Tras el conveniente (e imprescindible) impulso inicial, la inercia puede llevarte muy lejos. A este burgomaestre (dicho sea por citar un ejemplo próximo) le condujo a 300 kilómetros de su lugar de nacimiento, lo que resulta una distancia de longitud infinitesimal comparada con la que ha llevado a la nave Voyager 1 a salir, esta misma semana, de nuestro Sistema Solar, habiendo recorrido unos nueve mil millones de kilómetros (o cifra parecida, igualmente inimaginable), pese a haber iniciado su andadura diecisiete años más tarde que yo. Al igual que este burgomaestre (y las personas que están hechas como él), el Voyager 1 contiene información cuyo significado ignora y que espera ser interpretada por algún eventual habitante del mundo exterior. De análoga manera, ni el burgomaestre (ni las personas que están hechas como él) es capaz de interpretar los datos que recoge en su periplo hacia lo desconocido, limitándose a esperar que el desgaste inexorable acabe por volverlo del todo inoperante.Pero la inercia te lleva muy lejos, amigo lector, no sólo en el espacio, sino también en el tiempo. Empleando la imaginación como impulso, cabe afirmar que la exploración del universo la inició el homínido que llevamos dentro. Tal como lo imaginó Arthur C. Clarke y lo mostró a los asombrados ojos de la humanidad Stanley Kubrick en su film "2001, una odisea del espacio" (1968), alguien que era poco más que un mono fue el encargado de dar el impulso primigenio al viaje del Voyager, al lanzar al aire un hueso de tapir.

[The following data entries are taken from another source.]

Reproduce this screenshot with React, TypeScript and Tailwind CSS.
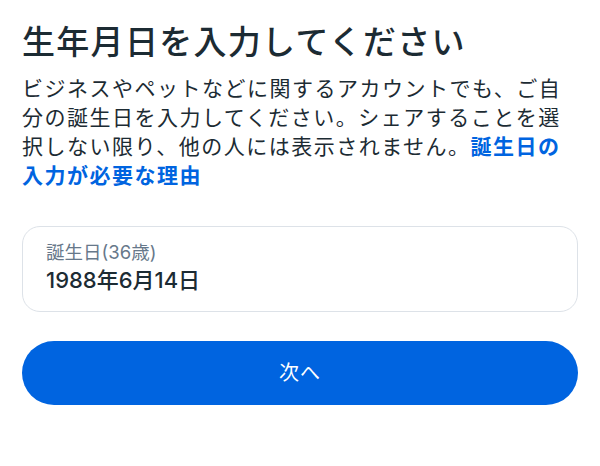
import React from "react";

export default function App() {
  return (
    <div
      className="w-[600px] h-[466px] bg-white px-[22px] pt-[21px]"
      style={{ fontFamily: 'Inter, "Noto Sans CJK JP", "Noto Sans", sans-serif' }}
    >
      <h1 className="text-[33px] leading-[42px] font-medium tracking-[1.3px] text-[#1c2b33]">
        生年月日を入力してください
      </h1>
      <p className="mt-[11px] text-[21px] leading-[29px] tracking-[1.5px] text-[#1c2b33]">
        ビジネスやペットなどに関するアカウントでも、ご自分の誕生日を入力してください。シェアすることを選択しない限り、他の人には表示されません。
        <span className="font-bold text-[#0064e0]">誕生日の入力が必要な理由</span>
      </p>
      <div className="mt-[36px] h-[86px] rounded-[18px] border border-[#dde2e8] px-[23px] pt-[14px]">
        <div className="text-[18.5px] leading-[22px] text-[#67788a]">誕生日(36歳)</div>
        <div className="mt-[3px] text-[22px] leading-[28px] font-medium text-[#1c2b33]">
          1988年6月14日
        </div>
      </div>
      <button className="mt-[29px] flex h-[64px] w-full items-center justify-center rounded-full bg-[#0064e0] text-[20px] tracking-[1px] text-white">
        次へ
      </button>
    </div>
  );
}
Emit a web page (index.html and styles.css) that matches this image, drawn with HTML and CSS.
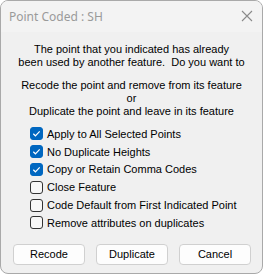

La pirueta del hueso en el aire se queda en anécdota si consideramos también que es el mono del que procedemos el que elegimos para expresar en ficciones nuestros sentimientos más profundos. Dos de las historias de amor más enternecedoras que conoce este burgomaestre y que se podrían fácilmente ver como dos versiones del mismo enlace romántico, las protagonizan sendos gorilas. En 1933, Merian C. Cooper y Ernest B. Shoedsack, con la colaboración inestimable del mago de la animación, Willis O’Brien, llevaban a la pantalla la inmortal historia de amor entre una joven y hermosa mujer desheredada de la fortuna, y un gorila gigantesco, orgulloso monarca de su propio medio que, trasplantado violentamente a la civilización humana, sucumbe a la autoinmolación que, en un acto de sacrificio nacido del más puro amor, el espectador puede presenciar en lo que constituye una de las escenas de despedida más inolvidables de la Historia de eso que podríamos llamar El Amor Mostrado en el Cine.
Unos treinta años después, y en lo que supondría una versión rebajada y dulcificada para ser consumida por niños, en “Maguila, gorila”, serie de dibujos animados de la productora Hanna Barbera, otro gran simio, también reducido por la intervención de los humanos a materia de exhibición pública, el entrañable Maguila, protagoniza, a su vez, otra historia de amor imposible enlazando su velluda y masiva existencia a la de la delicada y menuda niña Chispas. Los momentos de mayor intensidad de este tierno cariño se escenifican (como sucedía en el caso de Kong) en las despedidas, prolongadas, interminables, que gorila y niña se dedican cada uno desde su lado del escaparate de la tienda de mascotas del señor Peebles. Y es que la inercia te puede llevar muy lejos, pero no tanto como para que te resulte fácil separarte de aquel a quien amas.